Question

Use integration, the Direct Comparison Test, or the limit Comparison Test to test the integrals for convergence. If more than one method applies, use whatever method you prefer.$$\int_{\pi}^{\infty} \frac{2+\cos x}{x} d x$$

Answer

**step1 Analyze the Integrand and Identify Comparison Function**

The given integral is an improper integral because its upper limit of integration is infinity. To determine whether it converges or diverges using the Direct Comparison Test, we first need to understand the behavior of the integrand, which is $$\frac{2+\cos x}{x}$$. We know that the cosine function, $$\cos x$$, is bounded between -1 and 1 for all real values of $$x$$. That is, $$-1 \le \cos x \le 1$$. By adding 2 to all parts of this inequality, we can find the bounds for the numerator $$2+\cos x$$:

$$2-1 \le 2+\cos x \le 2+1$$

$$1 \le 2+\cos x \le 3$$

This shows that the numerator $$2+\cos x$$ is always positive (specifically, it is between 1 and 3, inclusive). Since the integration starts from $$\pi$$, $$x$$ is always positive on the interval $$[\pi, \infty)$$. Therefore, the entire integrand $$\frac{2+\cos x}{x}$$ is always positive for $$x \ge \pi$$.
Given that $$1 \le 2+\cos x$$, we can divide by $$x$$ (which is positive) to establish a lower bound for our integrand:

$$\frac{1}{x} \le \frac{2+\cos x}{x}$$

This inequality suggests that we can use $$g(x) = \frac{1}{x}$$ as our comparison function because it is smaller than or equal to our original integrand over the interval of integration.

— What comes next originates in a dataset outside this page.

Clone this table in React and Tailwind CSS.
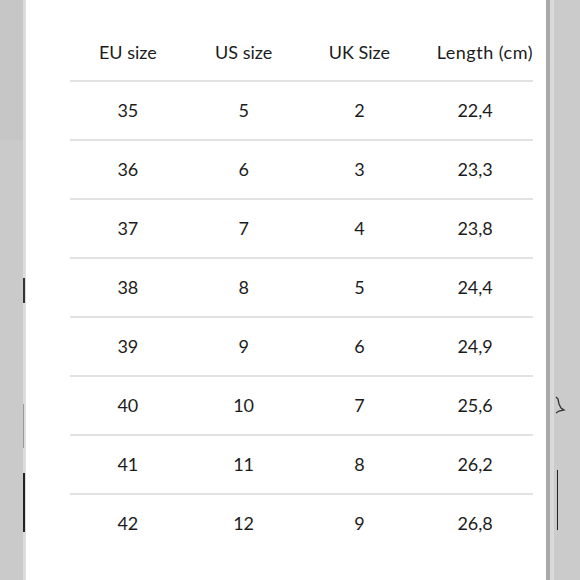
import React from "react";

const rows = [
  ["35", "5", "2", "22,4"],
  ["36", "6", "3", "23,3"],
  ["37", "7", "4", "23,8"],
  ["38", "8", "5", "24,4"],
  ["39", "9", "6", "24,9"],
  ["40", "10", "7", "25,6"],
  ["41", "11", "8", "26,2"],
  ["42", "12", "9", "26,8"],
];

// tiny squiggle on the right strip
const Bell = () => (
  <svg width="12" height="24" viewBox="0 0 12 24" fill="none" stroke="#333" strokeWidth="1.3">
    <path d="M1 1 L3 3 L4 8 L6 12 L9 14 L4 15 L1 17" />
  </svg>
);

export default function App() {
  return (
    <div className="flex w-[580px] h-[580px] overflow-hidden bg-white" style={{ fontFamily: "Lato, 'Noto Sans', sans-serif" }}>
      {/* left strip */}
      <div className="w-[26px] flex shrink-0">
        <div className="w-[23px] flex flex-col bg-[#cacaca]">
          <div className="h-[140px] bg-[#c6c6c6]" />
        </div>
        <div className="w-[3px] flex flex-col bg-[#dcdcdc]">
          <div className="h-[278px]" />
          <div className="h-[25px] w-[2px] bg-[#333]" />
          <div className="h-[101px]" />
          <div className="h-[44px] w-[1px] bg-[#999]" />
          <div className="h-[25px]" />
          <div className="h-[59px] w-[2px] bg-[#222]" />
        </div>
      </div>

      {/* main */}
      <div className="flex-1 pl-[44px] pr-[13px]">
        <div className="grid grid-cols-4 h-[80px] pt-[40px] text-[18px] leading-[24px] text-[#1c1c1c]">
          <div className="text-center">EU size</div>
          <div className="text-center">US size</div>
          <div className="text-center">UK Size</div>
          <div className="text-right tracking-[0.5px]">Length (cm)</div>
        </div>
        {rows.map((r, i) => (
          <div key={i} className="border-t-2 border-[#e2e2e2] grid grid-cols-4 h-[59px] items-center text-[18px] text-[#1c1c1c]">
            {r.map((c, j) => (
              <div key={j} className="text-center">{c}</div>
            ))}
          </div>
        ))}
      </div>

      {/* right strip */}
      <div className="w-[34px] flex shrink-0">
        <div className="w-[4px] bg-[#a9a9a9]" />
        <div className="w-[4px] bg-[#dadada]" />
        <div className="flex-1 bg-[#cbcbcb] flex flex-col">
          <div className="h-[396px]" />
          <div className="pl-[1px]"><Bell /></div>
          <div className="h-[50px]" />
          <div className="ml-[3px] h-[60px] w-[1px] bg-[#222]" />
        </div>
      </div>
    </div>
  );
}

**step2 Evaluate the Comparison Integral**

Next, we evaluate the improper integral of our chosen comparison function, $$g(x) = \frac{1}{x}$$, over the same interval, from $$\pi$$ to $$\infty$$. This is a standard p-integral of the form $$\int_{a}^{\infty} \frac{1}{x^p} dx$$. For such integrals, it is known that they converge if $$p > 1$$ and diverge if $$p \le 1$$. In this specific case, $$p=1$$.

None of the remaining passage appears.